Sorry, but I've had five BMWs (four at one time) and if you want to own these out of warranty, you'd better be handy with tools.
And for those of you who apparently cannot read at all (another yuppie failing) I am a lawyer AND and automotive engineer.
I can fix these things. You can't. Sell your BMW or get an extended warranty. But stop whining. No one feels sorry for people who THINK they are rich and try to show off by buying fancy cars and then crying like babies when the window breaks.
I posted pictures here on how to fix it. It costs 99 ******* cents.

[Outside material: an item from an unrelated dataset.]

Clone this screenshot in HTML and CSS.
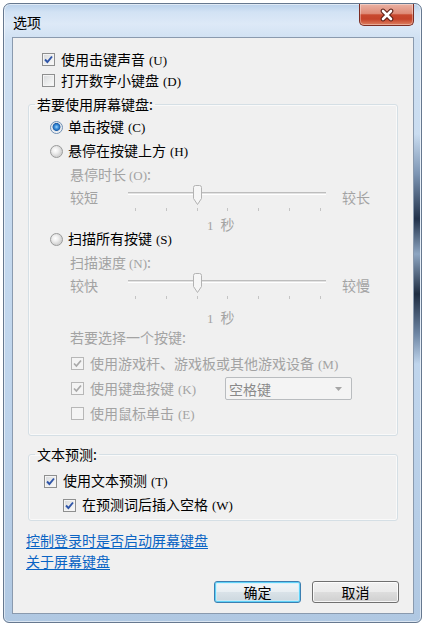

How ******* cheap are you yuppies.
Now, go off and drink your ******* starbucks or whatever it is you pukes do. You make me want to vomit.
******* spoiled Americans. Sheesh!
02-10-2012 09:55 PM #71
02-10-2012 10:03 PM #72
******* 325i pieces of ****
So Mr. Whiney Yuppie has bought a 2002 E46 4-door. Wrong ******* forum, moron! This is E53!

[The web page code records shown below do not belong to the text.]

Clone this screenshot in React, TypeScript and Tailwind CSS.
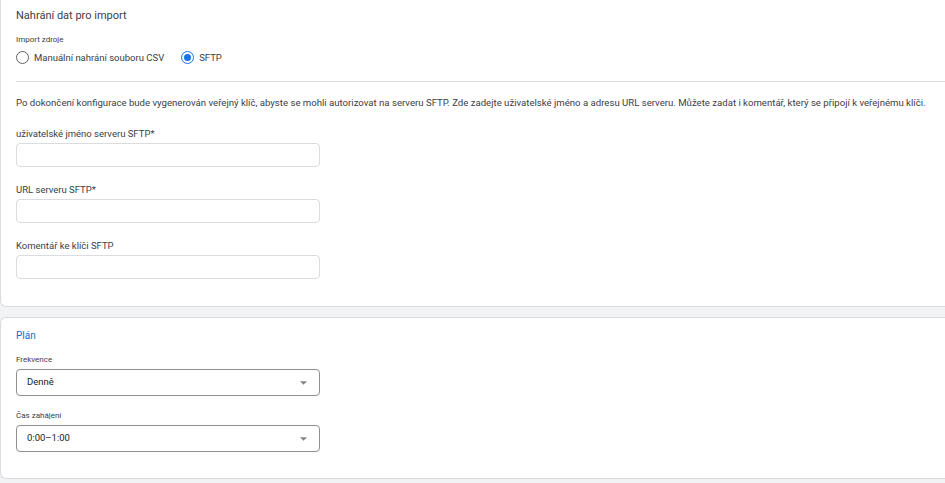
import React from 'react';

function Radio({ label, checked }: { label: string; checked?: boolean }) {
  return (
    <label className="flex items-center gap-[5px] cursor-pointer">
      <span
        className={`w-[13px] h-[13px] rounded-full border-[1.5px] flex items-center justify-center ${
          checked ? 'border-[#1a73e8]' : 'border-[#5f6368]'
        }`}
      >
        {checked && <span className="w-[7px] h-[7px] rounded-full bg-[#1a73e8]" />}
      </span>
      <span className="text-[9.5px] text-[#3c4043] leading-[13px]">{label}</span>
    </label>
  );
}

function TextField({ label }: { label: string }) {
  return (
    <div className="flex flex-col">
      <div className="text-[9.5px] text-[#3c4043] leading-[14px] mb-[2px]">{label}</div>
      <div className="w-[304px] h-[24px] rounded-[4px] border border-[#dadce0] bg-white" />
    </div>
  );
}

function SelectField({ label, value }: { label: string; value: string }) {
  return (
    <div className="flex flex-col">
      <div className="text-[8px] text-[#3c4043] leading-[10px] mb-[4px]">{label}</div>
      <div className="w-[304px] h-[27px] rounded-[4px] border border-[#8d9196] bg-white flex items-center justify-between pl-[10px] pr-[10px]">
        <span className="text-[9.5px] text-[#202124]">{value}</span>
        <svg width="7" height="4" viewBox="0 0 8 4" className="mr-[2px]">
          <path d="M0 0 L4 4 L8 0 Z" fill="#80868b" />
        </svg>
      </div>
    </div>
  );
}

export default function App() {
  return (
    <div
      className="w-full h-[483px] overflow-hidden bg-[#f1f3f4]"
      style={{ fontFamily: 'Roboto, "Noto Sans", sans-serif' }}
    >
      <div className="w-[960px]">
        {/* Import source card */}
        <section className="bg-white border-b border-l border-[#dadce0] rounded-bl-[6px] h-[307px] pl-[15px] pt-[7px]">
          <h2 className="text-[11px] text-[#3c4043] leading-[17px]">Nahrání dat pro import</h2>
          <div className="text-[8px] text-[#3c4043] leading-[12px] mt-[10px]">Import zdroje</div>
          <div className="flex items-center gap-[17px] mt-[5px]">
            <Radio label="Manuální nahrání souboru CSV" />
            <Radio label="SFTP" checked />
          </div>
          <div className="h-px bg-[#dadce0] mt-[17px]" />
          <p className="text-[9.6px] text-[#3c4043] leading-[14px] mt-[14px]">
            Po dokončení konfigurace bude vygenerován veřejný klíč, abyste se mohli autorizovat na serveru SFTP. Zde zadejte uživatelské jméno a adresu URL serveru. Můžete zadat i komentář, který se připojí k veřejnému klíči.
          </p>
          <div className="flex flex-col gap-[16px] mt-[17px]">
            <TextField label="uživatelské jméno serveru SFTP*" />
            <TextField label="URL serveru SFTP*" />
            <TextField label="Komentář ke klíči SFTP" />
          </div>
        </section>

        {/* Schedule card */}
        <section className="bg-white border border-r-0 border-[#dadce0] rounded-l-[6px] h-[162px] mt-[10px] pl-[15px] pt-[11px]">
          <h2 className="text-[10px] text-[#1967d2] leading-[14px]">Plán</h2>
          <div className="flex flex-col gap-[15px] mt-[12px]">
            <SelectField label="Frekvence" value="Denně" />
            <SelectField label="Čas zahájení" value="0:00–1:00" />
          </div>
        </section>
      </div>
    </div>
  );
}
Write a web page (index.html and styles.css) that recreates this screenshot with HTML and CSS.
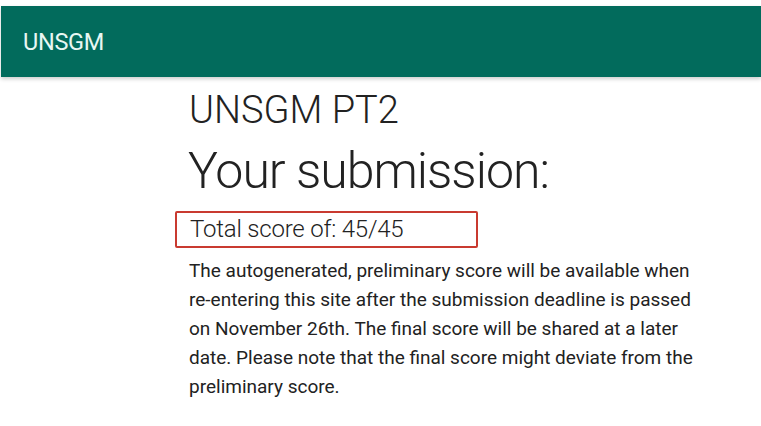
FILE: index.html
```html
<!DOCTYPE html>
<html lang="en">
<head>
  <meta charset="UTF-8" />
  <title>UNSGM PT2</title>
  <link rel="stylesheet" href="styles.css">
</head>
<body>
  <header>
    <span class="brand">UNSGM</span>
  </header>

  <main>
    <h2 class="course">UNSGM PT2</h2>
    <h1 class="title">Your submission:</h1>
    <div class="score">Total score of: 45/45</div>
    <p class="note">The autogenerated, preliminary score will be available when re-entering this site after the submission deadline is passed on November 26th. The final score will be shared at a later date. Please note that the final score might deviate from the preliminary score.</p>
  </main>
</body>
</html>
```

FILE: styles.css
```css
body {
  font-family: Roboto, 'Helvetica Neue', sans-serif;
  background: #fff;
  color: #222;
  margin: 0;
  padding: 6px 0 0 1px;
}
header {
  height: 71px;
  background-color: #026b5c;
  box-shadow: 0 2px 4px rgba(0, 0, 0, 0.2);
  display: flex;
  align-items: center;
  padding-left: 22px;
}
header .brand {
  color: #e8f7f3;
  font-size: 23.5px;
  font-weight: 400;
  letter-spacing: -0.3px;
}
main {
  padding-left: 174px;
}
.course {
  margin: 9px 0 0 14px;
  font-size: 38px;
  font-weight: 300;
  line-height: 48px;
}
.title {
  margin: 6px 0 0 13px;
  font-size: 50px;
  font-weight: 300;
  line-height: 62px;
  letter-spacing: -1px;
}
.score {
  margin-top: 9px;
  width: 286px;
  height: 33px;
  border: 2px solid #c93a30;
  border-radius: 2px;
  font-size: 24px;
  font-weight: 300;
  line-height: 33px;
  letter-spacing: -0.2px;
  padding-left: 13px;
}
.note {
  margin: 8px 0 0 14px;
  width: 510px;
  font-size: 19px;
  line-height: 29px;
}
```
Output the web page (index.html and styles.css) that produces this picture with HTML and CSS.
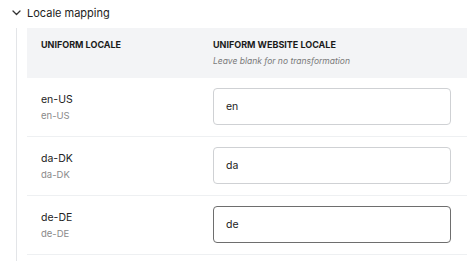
FILE: index.html
```html
<!DOCTYPE html>
<html lang="en">
<head>
  <meta charset="UTF-8" />
  <title>Locale mapping</title>
  <link rel="stylesheet" href="styles.css">
</head>
<body>
  <section class="group">
    <div class="group-title">
      <svg class="chevron" width="9" height="6" viewBox="0 0 9 6">
        <path d="M1 1l3.5 3.5L8 1" fill="none" stroke="#333" stroke-width="1.3" stroke-linecap="round" stroke-linejoin="round"/>
      </svg>
      <span>Locale mapping</span>
    </div>

    <div class="group-body">
      <div class="table">
        <div class="row head">
          <div class="col-a">
            <div class="th">UNIFORM LOCALE</div>
          </div>
          <div class="col-b">
            <div class="th">UNIFORM WEBSITE LOCALE</div>
            <div class="hint">Leave blank for no transformation</div>
          </div>
        </div>

        <div class="row">
          <div class="col-a">
            <div class="locale">en-US</div>
            <div class="locale-sub">en-US</div>
          </div>
          <div class="col-b">
            <input class="field" type="text" value="en" />
          </div>
        </div>

        <div class="row">
          <div class="col-a">
            <div class="locale">da-DK</div>
            <div class="locale-sub">da-DK</div>
          </div>
          <div class="col-b">
            <input class="field" type="text" value="da" />
          </div>
        </div>

        <div class="row">
          <div class="col-a">
            <div class="locale">de-DE</div>
            <div class="locale-sub">de-DE</div>
          </div>
          <div class="col-b">
            <input class="field active" type="text" value="de" />
          </div>
        </div>
      </div>
    </div>
  </section>
</body>
</html>
```

FILE: styles.css
```css
* {
  box-sizing: border-box;
}

body {
  margin: 0;
  background: #fff;
  color: #1f1f1f;
  font-family: "Inter", "Noto Sans", sans-serif;
}

.group-title {
  display: flex;
  align-items: center;
  gap: 6px;
  height: 28px;
  padding: 0 0 2px 12px;
  font-size: 11px;
  color: #222;
}

.group-body {
  margin-left: 16px;
  border-left: 1px solid #e3e5e8;
  padding: 0 7px 16px 10px;
}

.row {
  display: flex;
  border-bottom: 1px solid #eef0f2;
}

.row.head {
  background: #f3f4f6;
  border-bottom: none;
  height: 50px;
  padding-top: 11px;
}

.col-a {
  width: 172px;
  padding-left: 14px;
}

.col-b {
  flex: 1;
  padding-left: 14px;
  padding-right: 16px;
}

.th {
  font-size: 9px;
  font-weight: 700;
  color: #1a1a1a;
}

.hint {
  margin-top: 6px;
  font-size: 8.5px;
  font-style: italic;
  color: #7a7a7a;
}

.row:not(.head) {
  height: 59px;
  padding-top: 10px;
}

.locale {
  margin-top: 5px;
  font-size: 10.5px;
  color: #222;
}

.locale-sub {
  margin-top: 4px;
  font-size: 9.5px;
  color: #8a8a8a;
}

.field {
  display: block;
  width: 100%;
  height: 37px;
  padding: 0 12px;
  border: 1px solid #cfd1d4;
  border-radius: 4px;
  font-family: inherit;
  font-size: 10.5px;
  color: #222;
  background: #fff;
  outline: none;
}

.field.active {
  border-color: #6e6e6e;
}
```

And a four-door E46 with the lamest engine offered, no doubt, strangled with a slushbox. Party on, Garth! Ultimate driving machine and all.
LET ME GUESS, IT'S SILVER, RIGHT. NICE ******* COLOR. BOUGHT IF OFF THE LOT, TOO, RIGHT? CLEVER BOY!

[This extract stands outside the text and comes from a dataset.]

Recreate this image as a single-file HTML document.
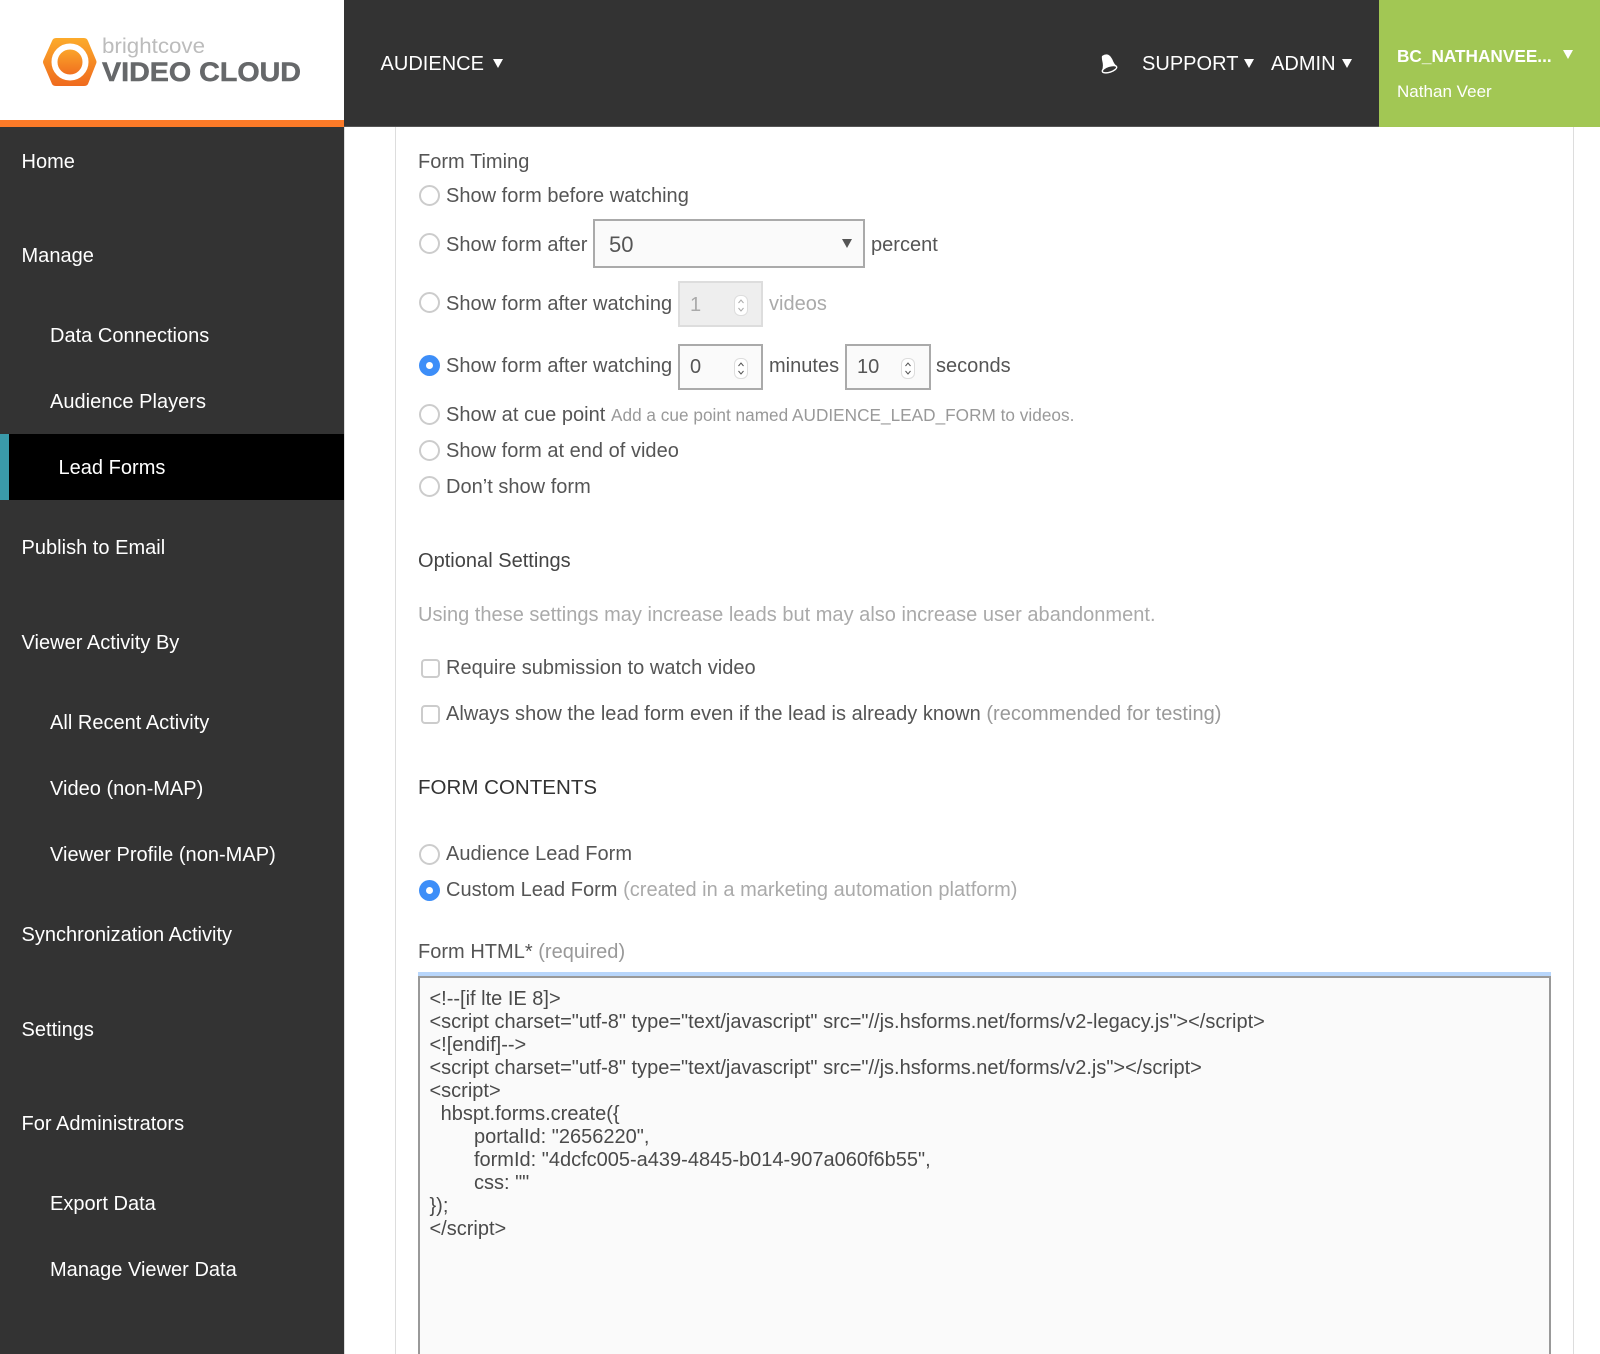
<!DOCTYPE html>
<html><head><meta charset="utf-8"><title>Lead Forms</title>
<style>
html,body{margin:0;padding:0;background:#fff}
body{width:1600px;height:1354px;position:relative;overflow:hidden;font-family:"Liberation Sans",sans-serif;font-size:20px;color:#555;filter:blur(.3px)}
.a,.t,.n,.s{position:absolute}
.t,.n,.s{line-height:24px;white-space:nowrap;letter-spacing:.02px}
.n{color:#fff}
.g{color:#aaa}
.r{position:absolute;left:418.5px;width:17px;height:17px;border:2px solid #ccc;border-radius:50%;background:#fff}
.r.on{width:21px;height:21px;border:0;background:#3d8ef8}
.r.on:after{content:"";position:absolute;left:7px;top:7px;width:7px;height:7px;background:#fff;border-radius:50%}
.c{position:absolute;left:420.5px;width:15px;height:15px;border:2px solid #ccc;border-radius:4px;background:#fff}
.i{position:absolute;box-sizing:border-box;width:86px;height:46px;border:2px solid #aaa;background:#fafafa}
.i.d{background:#eee;border-color:#ddd}
.sp{position:absolute;width:12px;height:19px;border:1px solid #ddd;border-radius:6px;background:#fff}
.tri{position:absolute;width:0;height:0;border-left:5px solid transparent;border-right:5px solid transparent;border-top:9px solid #fff}
</style></head><body>

<!-- sidebar -->
<div class="a" style="left:0;top:127px;width:344px;height:1227px;background:#333"></div>
<div class="a" style="left:344px;top:127px;width:1px;height:1227px;background:#ddd"></div>
<div class="a" style="left:0;top:434px;width:344px;height:66px;background:#000"></div>
<div class="a" style="left:0;top:434px;width:9px;height:66px;background:#3a9aaa"></div>
<span class="n" style="left:21.5px;top:150px">Home</span>
<span class="n" style="left:21.5px;top:244px">Manage</span>
<span class="n" style="left:50px;top:324px">Data Connections</span>
<span class="n" style="left:50px;top:390px">Audience Players</span>
<span class="n" style="left:58.5px;top:456px">Lead Forms</span>
<span class="n" style="left:21.5px;top:536px">Publish to Email</span>
<span class="n" style="left:21.5px;top:631px">Viewer Activity By</span>
<span class="n" style="left:50px;top:711px">All Recent Activity</span>
<span class="n" style="left:50px;top:777px">Video (non-MAP)</span>
<span class="n" style="left:50px;top:843px">Viewer Profile (non-MAP)</span>
<span class="n" style="left:21.5px;top:923px">Synchronization Activity</span>
<span class="n" style="left:21.5px;top:1018px">Settings</span>
<span class="n" style="left:21.5px;top:1112px">For Administrators</span>
<span class="n" style="left:50px;top:1192px">Export Data</span>
<span class="n" style="left:50px;top:1258px">Manage Viewer Data</span>

<!-- header -->
<div class="a" style="left:344px;top:0;width:1036px;height:127px;background:#333;border-bottom:1px solid #555;box-sizing:border-box"></div>
<div class="a" style="left:0;top:120px;width:344px;height:7px;background:#fb7a28"></div>
<svg class="a" style="left:0;top:0" width="344" height="120" viewBox="0 0 344 120">
<defs><linearGradient id="o" x1="0" y1="0" x2="0" y2="1"><stop offset="0" stop-color="#fcab2b"/><stop offset="1" stop-color="#ef6a1e"/></linearGradient></defs>
<path d="M52 41 Q53 38 56 38 L84 38 Q87 38 88 41 L96 60 Q97 62 96 64 L88 84 Q87 86 84 86 L56 86 Q53 86 52 84 L43.5 64 Q42.5 62 43.5 60 Z" fill="url(#o)"/>
<circle cx="70" cy="62" r="15.5" fill="url(#o)" stroke="#fff" stroke-width="6"/>
<text x="102" y="53" font-family="Liberation Sans" font-size="21" fill="#bcbcbc" textLength="103" lengthAdjust="spacingAndGlyphs">brightcove</text>
<text x="102" y="81" font-family="Liberation Sans" font-weight="bold" font-size="27" fill="#66686a" stroke="#66686a" stroke-width=".5" textLength="199" lengthAdjust="spacingAndGlyphs">VIDEO CLOUD</text>
</svg>
<span class="n" style="left:380.5px;top:52px">AUDIENCE</span>
<div class="tri" style="left:493px;top:59px"></div>
<svg class="a" style="left:1099px;top:53px" width="22" height="22" viewBox="0 0 22 22">
<path d="M3 3 Q8 -0.5 11.5 3.5 Q13.5 6 14.5 9 Q16 12 18 13 L16.5 15 L3 18 Q4.5 13 3.5 9 Q2.5 5 3 3 Z" fill="#fff"/>
<ellipse cx="10.5" cy="16.2" rx="7.5" ry="3" transform="rotate(-18 10.5 16.2)" fill="#333" stroke="#fff" stroke-width="1.4"/>
</svg>
<span class="n" style="left:1142px;top:52px">SUPPORT</span>
<div class="tri" style="left:1244px;top:59px"></div>
<span class="n" style="left:1271px;top:52px">ADMIN</span>
<div class="tri" style="left:1342px;top:59px"></div>
<div class="a" style="left:1379px;top:0;width:221px;height:127px;background:#a2c754"></div>
<span class="n" style="left:1397px;top:44px;font-size:17.2px;font-weight:bold">BC_NATHANVEE...</span>
<div class="tri" style="left:1563px;top:50px"></div>
<span class="n" style="left:1397px;top:80px;font-size:17px">Nathan Veer</span>

<!-- content frame -->
<div class="a" style="left:395px;top:127px;width:1px;height:1227px;background:#ddd"></div>
<div class="a" style="left:1573px;top:127px;width:1px;height:1227px;background:#ddd"></div>

<span class="t" style="left:418px;top:150px">Form Timing</span>

<div class="r" style="top:185px"></div>
<span class="t" style="left:446px;top:184px">Show form before watching</span>

<div class="r" style="top:233px"></div>
<span class="t" style="left:446px;top:232.5px">Show form after</span>
<div class="i" style="left:593px;top:219px;width:272px;height:49px"></div>
<span class="t" style="left:609px;top:233px;font-size:22px">50</span>
<div class="tri" style="left:842px;top:239px;border-top-color:#555"></div>
<span class="t" style="left:871px;top:232.5px">percent</span>

<div class="r" style="top:292px"></div>
<span class="t" style="left:446px;top:291.5px">Show form after watching</span>
<div class="i d" style="left:678px;top:281px;width:85px"></div>
<span class="t g" style="left:690px;top:293px">1</span>
<div class="sp" style="left:733.5px;top:295px"></div>
<svg class="a" style="left:733.5px;top:295px" width="14" height="21"><path d="M4.5 8 L7 5 L9.5 8 M4.5 13 L7 16 L9.5 13" fill="none" stroke="#aaa" stroke-width="1"/></svg>
<span class="t g" style="left:769px;top:291.5px">videos</span>

<div class="r on" style="top:355px"></div>
<span class="t" style="left:446px;top:353.5px">Show form after watching</span>
<div class="i" style="left:678px;top:343.5px;width:85px"></div>
<span class="t" style="left:690px;top:354.5px">0</span>
<div class="sp" style="left:733.5px;top:358px"></div>
<svg class="a" style="left:733.5px;top:358px" width="14" height="21"><path d="M4.5 8 L7 5 L9.5 8 M4.5 13 L7 16 L9.5 13" fill="none" stroke="#555" stroke-width="1"/></svg>
<span class="t" style="left:769px;top:353.5px">minutes</span>
<div class="i" style="left:845px;top:343.5px"></div>
<span class="t" style="left:857px;top:354.5px">10</span>
<div class="sp" style="left:900.5px;top:358px"></div>
<svg class="a" style="left:900.5px;top:358px" width="14" height="21"><path d="M4.5 8 L7 5 L9.5 8 M4.5 13 L7 16 L9.5 13" fill="none" stroke="#555" stroke-width="1"/></svg>
<span class="t" style="left:936px;top:353.5px">seconds</span>

<div class="r" style="top:404px"></div>
<span class="t" style="left:446px;top:402.5px">Show at cue point</span>
<span class="s" style="left:611px;top:402.5px;font-size:17.2px;color:#999">Add a cue point named AUDIENCE_LEAD_FORM to videos.</span>

<div class="r" style="top:440px"></div>
<span class="t" style="left:446px;top:438.5px">Show form at end of video</span>
<div class="r" style="top:476px"></div>
<span class="t" style="left:446px;top:474.5px">Don’t show form</span>

<span class="t" style="left:418px;top:548.5px;color:#444">Optional Settings</span>
<span class="t g" style="left:418px;top:603px">Using these settings may increase leads but may also increase user abandonment.</span>

<div class="c" style="top:659px"></div>
<span class="t" style="left:446px;top:656px">Require submission to watch video</span>
<div class="c" style="top:705px"></div>
<span class="t" style="left:446px;top:702px">Always show the lead form even if the lead is already known <span style="color:#999">(recommended for testing)</span></span>

<span class="t" style="left:418px;top:775.5px;font-size:20.5px;color:#333">FORM CONTENTS</span>

<div class="r" style="top:844px"></div>
<span class="t" style="left:446px;top:842px">Audience Lead Form</span>
<div class="r on" style="top:880px"></div>
<span class="t" style="left:446px;top:877.5px">Custom Lead Form <span class="g">(created in a marketing automation platform)</span></span>

<span class="t" style="left:418px;top:940px">Form HTML* <span style="color:#999">(required)</span></span>

<div class="a" style="left:418px;top:972px;width:1133px;height:5px;background:#b8d6fb"></div>
<div class="a" style="left:418px;top:976px;width:1133px;height:378px;box-sizing:border-box;border:2px solid #999;border-bottom:0;background:#fafafa"></div>
<pre class="a" style="left:429.5px;top:988px;margin:0;font:20px/23px 'Liberation Sans',sans-serif;color:#4a4a4a">&lt;!--[if lte IE 8]&gt;
&lt;script charset="utf-8" type="text/javascript" src="//js.hsforms.net/forms/v2-legacy.js"&gt;&lt;/script&gt;
&lt;![endif]--&gt;
&lt;script charset="utf-8" type="text/javascript" src="//js.hsforms.net/forms/v2.js"&gt;&lt;/script&gt;
&lt;script&gt;
  hbspt.forms.create({
        portalId: "2656220",
        formId: "4dcfc005-a439-4845-b014-907a060f6b55",
        css: ""
});
&lt;/script&gt;</pre>
</body></html>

You own a 10-year-old ******* car, time to trade it in. 10 year old cars should belong only to people who know how to fix them.
If you can't turn a wrench, don't own a BMW that far out of warranty. This ain't freaking rocket science and even a HR manager with a degree in "management" should understand that.
NOW PISS OFF, PISSANT!
07-04-2012 08:59 PM #73
I have a 2003 X5. and both front windows did the dreaded go down and won't go up again. I too am a handy man and doctor. You will pay out the rear for these cars out of warranty that's a given. Here is what I did, use xoutpost.com to find screws and get door panel off. I did not remove the window regulator as this is hard and to realign. If you look the the rear cable guide that holds the cable is cracked and the small piece on the cable has come out. ITS not the 99 cent clip they sell at BMW. This guide is not available by itself at any dealer or online. ONLY place i saw it was on ebay and its totally plastic from Turkey. If you unbolt the back and front guides from the window and pull it up and use a piece of wood to hold it out of the way. The unbolted guide will come off the track when twisted 90 degrees. Now you will see the small indentation that hold the cable an its cracked. I took a small drill and drilled a small hole above and below where the cable goes. I have a large roll of twisting wire from home depot) I cut two small pieces. Once I have the holes I want in the metal guide above and below where the cable goes into this thing. Then slip this wire pieces thru these holes and you can stretch the cable out and slip it into this guide and twist tightly the cable onto the guide (its not on the track yet). Once it real tight and the cable attached to the guide you can guide it in that 90 degree angle back on to the regulator track. Then bring window down and bolt into place. THE damn thing works better than new. COST= just knowledge and some wire I had in the garage.
05-05-2013 01:40 PM #74
- Fountain Hills , AZ, United StatesMember No: 87630
- Join Date
- Sep 2003
- Rep Power
Same old BS
What I really hoped to find here was a "do it yourself" step by step posting. I haven't found it yet. If I don't, then I will likely stay away from Roadfly another 8 years.